Erich Fischer, cientista climático e professor universitário.

Este interessante estudo combina observações e um modelo de altíssima resolução para extrair um sinal claro da influência das alterações climáticas que até agora não era conhecido e explica os principais mecanismos físicos para essas mudanças.

As conclusões do estudo sublinham a importância de incorporar a intensificação destes eventos no planeamento da adaptação e mitigação às alterações climáticas, para garantir o desenvolvimento de infraestruturas futuras resilientes.

E o futuro? Como nos adaptamos e mitigamos efeitos?

Para os milhões de pessoas que vivem em áreas com probabilidades crescentes de ocorrência deste tipo de eventos, construir resiliência e compreender estas ameaças é fundamental para proteger vidas e propriedades, principalmente à medida que o mundo continua a aquecer.

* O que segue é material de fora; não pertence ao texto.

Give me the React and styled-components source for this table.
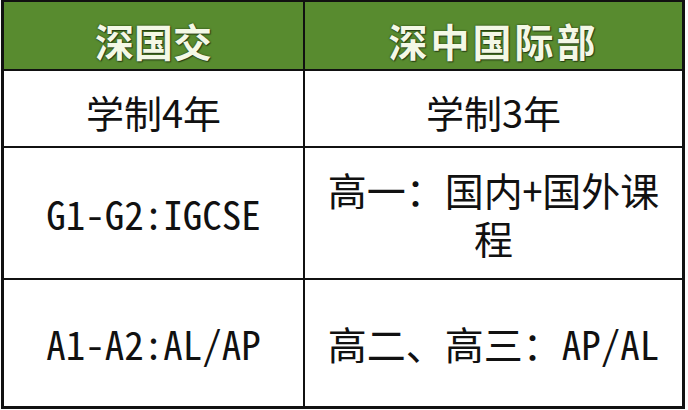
import React from 'react';
import styled, { createGlobalStyle } from 'styled-components';

const GlobalStyle = createGlobalStyle`
  html, body {
    margin: 0;
    padding: 0;
    background: #fff;
  }
`;

const Page = styled.div`
  width: 688px;
  height: 410px;
  padding-left: 1px;
  box-sizing: border-box;
  background: #fdfdfd;
`;

const Table = styled.div`
  display: grid;
  grid-template-columns: 299px 377px;
  grid-template-rows: 67px 75px 130px 126px;
  gap: 2px;
  width: max-content;
  background: #111;
  border: 3px solid #111;
  border-top-width: 2px;
`;

const HeadCell = styled.div`
  display: flex;
  align-items: center;
  justify-content: center;
  padding-top: 8px;
  box-sizing: border-box;
  background: #588b2f;
  color: #f4f8e6;
  font-family: 'Noto Sans CJK SC', sans-serif;
  font-weight: 700;
  font-size: 39px;
  letter-spacing: ${(p) => (p.$wide ? '3px' : '0')};
  text-shadow: 0 0 2px rgba(20, 40, 10, 0.9), 1px 1px 1px rgba(0, 0, 0, 0.5);
`;

const Cell = styled.div`
  display: flex;
  align-items: center;
  justify-content: center;
  text-align: center;
  padding: ${(p) => (p.$low ? '6px 12px 0' : '0 12px')};
  box-sizing: border-box;
  background: #fff;
  color: #111;
  font-family: ${(p) =>
    p.$mono
      ? "'Noto Sans Mono CJK SC', 'Noto Sans CJK SC', 'DejaVu Sans Mono', monospace"
      : "'Noto Sans CJK SC', sans-serif"};
  font-size: ${(p) => (p.$mono ? '39px' : '38px')};
  line-height: 48px;
`;

const rows = [
  { left: '学制4年', right: '学制3年', mono: false },
  { left: 'G1-G2:IGCSE', right: '高一：国内+国外课程', mono: true },
  { left: 'A1-A2:AL/AP', right: '高二、高三：AP/AL', mono: true },
];

export default function App() {
  return (
    <Page>
      <GlobalStyle />
      <Table>
        <HeadCell>深国交</HeadCell>
        <HeadCell $wide>深中国际部</HeadCell>
        {rows.map((row) => (
          <React.Fragment key={row.left}>
            <Cell $mono={row.mono} $low={!row.mono}>
              {row.left}
            </Cell>
            <Cell $mono={row.mono} $low={!row.mono}>
              {row.right}
            </Cell>
          </React.Fragment>
        ))}
      </Table>
    </Page>
  );
}
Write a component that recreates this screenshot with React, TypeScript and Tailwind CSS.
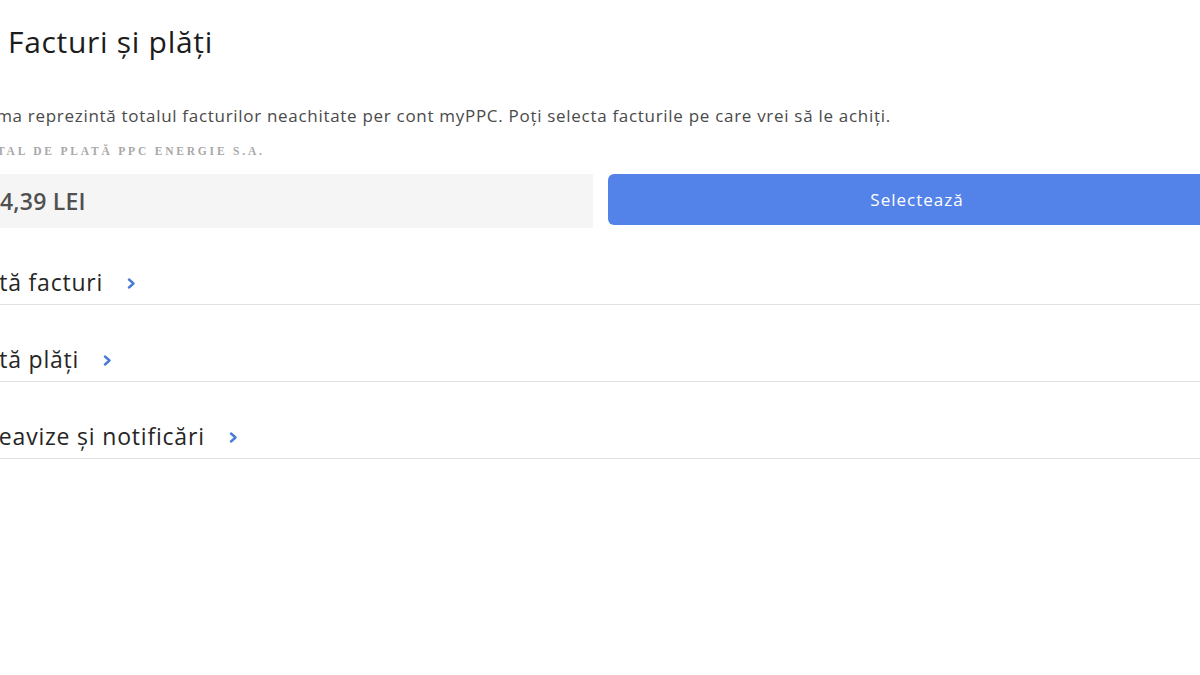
import React from "react";

function Chevron() {
  return (
    <svg width="9" height="11" viewBox="0 0 9 11" className="shrink-0 mt-[3px]">
      <path d="M2 1.5 L6.5 5.5 L2 9.5" fill="none" stroke="#4a7bd6" strokeWidth="2.4" strokeLinecap="round" strokeLinejoin="round" />
    </svg>
  );
}

function Row({ label, shift }: { label: string; shift: string }) {
  return (
    <div className="flex items-center border-b border-[#e2e2e2] h-[77px] pt-[31px]">
      <span className={`text-[23px] leading-[30px] tracking-[0.8px] text-[#262626] mr-[24px] ${shift}`}>{label}</span>
      <Chevron />
    </div>
  );
}

export default function App() {
  return (
    <div className="w-[1200px] h-[675px] overflow-hidden bg-white font-['Open_Sans',sans-serif]">
      <div className="ml-[-25px] w-[1251px]">
        <h1 className="pl-[33px] pt-[22px] text-[30px] leading-[40px] tracking-[0.7px] text-[#1c1c1c] font-normal">Facturi și plăți</h1>
        <p className="mt-[43px] text-[17px] leading-[22px] tracking-[0.7px] text-[#4a4a4a]">
          Suma reprezintă totalul facturilor neachitate per cont myPPC. Poți selecta facturile pe care vrei să le achiți.
        </p>
        <div className="mt-[17px] font-['Liberation_Serif',serif] font-bold text-[11.5px] leading-[14px] tracking-[2.8px] text-[#a8a8a8]">
          TOTAL DE PLATĂ PPC ENERGIE S.A.
        </div>
        <div className="mt-[16px] grid grid-cols-2 gap-[15px]">
          <div className="h-[54px] bg-[#f5f5f5] flex items-center pl-[25px] text-[23px] font-semibold tracking-[0.2px] text-[#505050]">
            4,39 LEI
          </div>
          <div>
            <button className="w-full h-[51px] rounded-[6px] bg-[#5383e8] text-white text-[17px] tracking-[1px]">Selectează</button>
          </div>
        </div>
        <div>
          <Row label="Listă facturi" shift="ml-[-7px]" />
          <Row label="Listă plăți" shift="ml-[-7px]" />
          <Row label="Preavize și notificări" shift="ml-[-1px]" />
        </div>
      </div>
    </div>
  );
}
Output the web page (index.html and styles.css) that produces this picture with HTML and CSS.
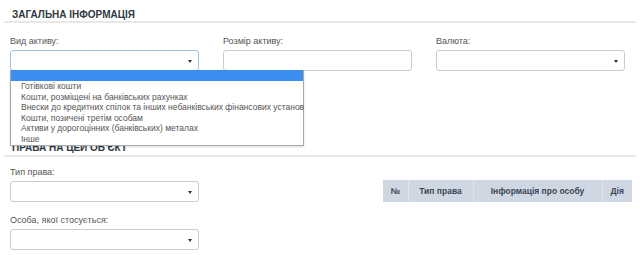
FILE: index.html
```html
<!DOCTYPE html>
<html lang="uk">
<head>
    <meta charset="UTF-8">
    <title>Загальна інформація</title>
    <link rel="stylesheet" href="styles.css">
</head>
<body>

<section class="block">
    <h3 class="block-title">Загальна інформація</h3>
    <div class="fields">
        <div class="field">
            <label>Вид активу:</label>
            <div class="select focused"><span class="arrow"></span></div>
            <!-- відкритий список -->
            <ul class="dropdown">
                <li class="selected">&nbsp;</li>
                <li>Готівкові кошти</li>
                <li>Кошти, розміщені на банківських рахунках</li>
                <li>Внески до кредитних спілок та інших небанківських фінансових установ</li>
                <li>Кошти, позичені третім особам</li>
                <li>Активи у дорогоцінних (банківських) металах</li>
                <li>Інше</li>
            </ul>
        </div>
        <div class="field">
            <label>Розмір активу:</label>
            <div class="input"></div>
        </div>
        <div class="field">
            <label>Валюта:</label>
            <div class="select"><span class="arrow"></span></div>
        </div>
    </div>
</section>

<section class="block second">
    <h3 class="block-title">Права на цей об'єкт</h3>
    <div class="rights">
        <div class="rights-form">
            <div class="field">
                <label>Тип права:</label>
                <div class="select"><span class="arrow"></span></div>
            </div>
            <div class="field">
                <label>Особа, якої стосується:</label>
                <div class="select"><span class="arrow"></span></div>
            </div>
        </div>
        <table class="rights-table">
            <thead>
                <tr>
                    <th class="col-num">№</th>
                    <th class="col-type">Тип права</th>
                    <th class="col-info">Інформація про особу</th>
                    <th class="col-act">Дія</th>
                </tr>
            </thead>
        </table>
    </div>
</section>

</body>
</html>
```

FILE: styles.css
```css
* {
    box-sizing: border-box;
    margin: 0;
    padding: 0;
}

body {
    font-family: 'Liberation Sans', Arial, sans-serif;
    color: #333;
    background: #fff;
    width: 640px;
    height: 255px;
    overflow: hidden;
}

.block-title {
    margin: 0 4px;
    padding: 9px 8px 2px 8px;
    height: 23px;
    font-size: 10px;
    font-weight: bold;
    text-transform: uppercase;
    color: #2f3a44;
    border-bottom: 2px solid #e8e8e8;
}

.fields {
    display: flex;
    gap: 24px;
    padding: 12px 0 0 10px;
}

.field {
    position: relative;
    width: 189px;
}

.field label {
    display: block;
    font-size: 9px;
    color: #555;
    line-height: 12px;
    margin-bottom: 3px;
}

.select,
.input {
    position: relative;
    height: 21px;
    border: 1px solid #ccc;
    border-radius: 3px;
    background: #fff;
}

.select.focused {
    border-color: #9ec3e6;
}

.arrow {
    position: absolute;
    right: 6px;
    top: 9px;
    border-left: 2px solid transparent;
    border-right: 2px solid transparent;
    border-top: 3px solid #333;
}

/* Відкритий список */
.dropdown {
    position: absolute;
    left: 0;
    top: 35px;
    width: 294px;
    list-style: none;
    background: #fff;
    border: 1px solid #a9a9a9;
    border-top: none;
    font-size: 8.5px;
    color: #555;
    z-index: 10;
    box-shadow: 0 1px 2px rgba(0, 0, 0, 0.15);
}

.dropdown li {
    height: 10.6px;
    line-height: 10.6px;
    padding-left: 10px;
    white-space: nowrap;
}

.dropdown li.selected {
    height: 11px;
    background: #3b8ef0;
}

.second {
    margin-top: 63px;
}

.second .block-title {
    height: 23px;
    padding-top: 8px;
}

.rights {
    display: flex;
    justify-content: space-between;
    padding: 9px 8px 0 10px;
}

.rights-form {
    display: flex;
    flex-direction: column;
    gap: 12px;
}

.rights-table {
    margin-top: 14px;
    width: 249px;
    border-collapse: collapse;
    align-self: flex-start;
}

.rights-table th {
    height: 22px;
    background: #cfd8e2;
    border-left: 1px solid #dde3ea;
    color: #3a4656;
    font-size: 8.5px;
    font-weight: bold;
    text-align: center;
}

.rights-table th:first-child {
    border-left: none;
}

.col-num { width: 25px; }
.col-type { width: 65px; }
.col-info { width: 129px; }
.col-act { width: 30px; }
```
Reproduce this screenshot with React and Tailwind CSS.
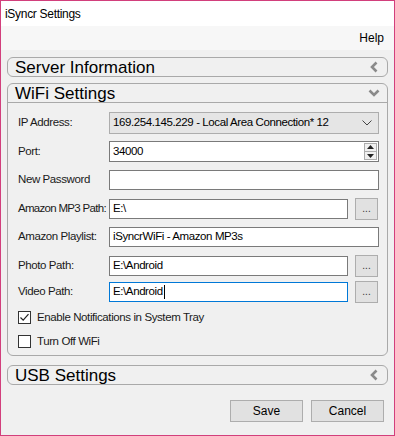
import React from "react";

const font = { fontFamily: '"Liberation Sans", Arial, sans-serif' };

const ChevronLeft = () => (
  <svg width="10" height="12" viewBox="0 0 10 12" className="shrink-0">
    <path d="M7.5 1.5 L3 6 L7.5 10.5" fill="none" stroke="#8a8a8a" strokeWidth="2.6" />
  </svg>
);

const ChevronDown = () => (
  <svg width="12" height="9" viewBox="0 0 12 9" className="shrink-0">
    <path d="M1.5 1.5 L6 6 L10.5 1.5" fill="none" stroke="#8a8a8a" strokeWidth="2.6" />
  </svg>
);

/* collapsed section header */
const SectionBar = ({ title, className = "" }) => (
  <div
    className={`h-[20px] mx-[6px] flex items-center justify-between pl-[7px] pr-[8px] border border-[#a9a9a9] rounded-[6px] bg-[#f0f0f0] ${className}`}
  >
    <span className="text-[17px] leading-none text-black">{title}</span>
    <ChevronLeft />
  </div>
);

const TextBox = ({ value = "", focused = false }) => (
  <div
    className={`flex-1 h-[20px] bg-white border flex items-center pl-[3px] text-black ${
      focused ? "border-[#0078d7]" : "border-[#7a7a7a]"
    }`}
  >
    <span>{value}</span>
    {focused && <span className="w-px h-[14px] bg-black ml-px" />}
  </div>
);

const BrowseBtn = () => (
  <div className="w-[23px] h-[22px] ml-[7px] mr-px bg-[#e1e1e1] border border-[#adadad] flex items-end justify-center pb-[5px] text-[10px] tracking-normal leading-none text-[#333]">
    ...
  </div>
);

const Row = ({ label, h, tight = false, children }) => (
  <div className={`flex items-center ${h}`}>
    <span
      className={`w-[91px] shrink-0 text-[#1a1a1a] whitespace-nowrap ${
        tight ? "tracking-[-0.7px]" : ""
      }`}
    >
      {label}
    </span>
    {children}
  </div>
);

const CheckBox = ({ checked, label, h }) => (
  <div className={`flex items-center ${h}`}>
    <div className="w-[13px] h-[13px] border border-[#333] bg-white flex items-center justify-center">
      {checked && (
        <svg width="11" height="11" viewBox="0 0 11 11">
          <path d="M1.5 5.5 L4.2 8.2 L9.5 2.2" fill="none" stroke="#222" strokeWidth="1.2" />
        </svg>
      )}
    </div>
    <span className="ml-[6px] text-[#1a1a1a]">{label}</span>
  </div>
);

export default function App() {
  return (
    <div
      style={font}
      className="w-[395px] h-[436px] border border-[#d23f7c] bg-[#f0f0f0] flex flex-col overflow-hidden"
    >
      {/* TITLE */}
      <div className="h-[25px] bg-white flex items-center pl-[4px] text-[12px] tracking-[-0.3px] text-black">
        iSyncr Settings
      </div>

      {/* MENU */}
      <div className="h-[24px] bg-[#f7f7f7] flex items-center justify-end pr-[10px] text-[12px] text-black">
        Help
      </div>

      <div className="flex flex-col text-[11.5px] tracking-[-0.4px]">
        <SectionBar title="Server Information" className="mt-[7px] tracking-normal" />

        {/* WIFI */}
        <div className="mt-[6px] mx-[6px] border border-[#a9a9a9] rounded-[6px] flex flex-col">
          <div className="h-[19px] flex items-center justify-between pl-[7px] pr-[7px] border-b border-[#a9a9a9]">
            <span className="text-[17px] tracking-normal leading-none text-black">WiFi Settings</span>
            <ChevronDown />
          </div>

          <div className="flex flex-col pl-[10px] pr-[8px] pt-[9px]">
            <Row label="IP Address:" h="h-[22px]">
              <div className="flex-1 h-[22px] bg-[#e5e5e5] border border-[#adadad] flex items-center justify-between pl-[3px] pr-[6px] text-black">
                <span>169.254.145.229 - Local Area Connection* 12</span>
                <svg width="10" height="6" viewBox="0 0 10 6">
                  <path d="M0.5 0.5 L5 5 L9.5 0.5" fill="none" stroke="#444" strokeWidth="1" />
                </svg>
              </div>
            </Row>

            <Row label="Port:" h="h-[21px] mt-[7px]">
              <div className="flex-1 h-[21px] bg-white border border-[#7a7a7a] flex items-center justify-between pl-[3px] pr-[1px] text-black">
                <span>34000</span>
                <div className="w-[13px] h-[17px] border border-[#adadad] bg-[#f0f0f0] flex flex-col items-center justify-around">
                  <svg width="7" height="4" viewBox="0 0 7 4">
                    <path d="M0 4 L3.5 0 L7 4 Z" fill="#222" />
                  </svg>
                  <div className="w-full h-px bg-[#adadad]" />
                  <svg width="7" height="4" viewBox="0 0 7 4">
                    <path d="M0 0 L3.5 4 L7 0 Z" fill="#222" />
                  </svg>
                </div>
              </div>
            </Row>

            <Row label="New Password" h="h-[20px] mt-[8px]">
              <TextBox />
            </Row>

            <Row label="Amazon MP3 Path:" h="h-[22px] mt-[8px]" tight>
              <TextBox value="E:\" />
              <BrowseBtn />
            </Row>

            <Row label="Amazon Playlist:" h="h-[20px] mt-[7px]">
              <TextBox value="iSyncrWiFi - Amazon MP3s" />
            </Row>

            <Row label="Photo Path:" h="h-[22px] mt-[8px]">
              <TextBox value="E:\Android" />
              <BrowseBtn />
            </Row>

            <Row label="Video Path:" h="h-[22px] mt-[4px]">
              <TextBox value="E:\Android" focused />
              <BrowseBtn />
            </Row>

            <CheckBox checked label="Enable Notifications in System Tray" h="h-[13px] mt-[8px]" />
            <CheckBox label="Turn Off WiFi" h="h-[13px] mt-[11px] mb-[7px]" />
          </div>
        </div>

        <SectionBar title="USB Settings" className="mt-[9px] tracking-normal" />

        {/* BUTTONS */}
        <div className="flex justify-end gap-[8px] mt-[15px] pr-[10px] tracking-normal">
          <button className="w-[73px] h-[22px] bg-[#e1e1e1] border border-[#adadad] text-[12px] text-black">
            Save
          </button>
          <button className="w-[73px] h-[22px] bg-[#e1e1e1] border border-[#adadad] text-[12px] text-black">
            Cancel
          </button>
        </div>
      </div>
    </div>
  );
}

Pensar e planear cidades, exige um conhecimento da sua realidade, do seu contexto e dos seus riscos. Porque os desastres ocorrem quando nos permitimos enquanto sociedade socorrer de um planeamento deficiente dos nossos espaços vivência comum, quando não consideramos a nossa interação com o meio ambiente ou quando desafiamos a nossa própria existência apostando em atos e omissões que potenciam as alterações climáticas.

Por isso, pensar em dotar as cidades de mecanismos que lhe permitam, por um lado adaptar-se a uma nova realidade que é, ainda, incerta e, por outro, mitigar potenciais danos de eventos futuros, permitir-lhes-á obter ganhos de resiliência. E esta verdade é tão e mais válida para as infraestruturas críticas, como hospitais, redes elétricas e de abastecimento de água e também redes de transportes públicos.

Referência da notícia: Prein, A. Thunderstorm straight line winds intensify with climate change. Nature Climate Change. 2023.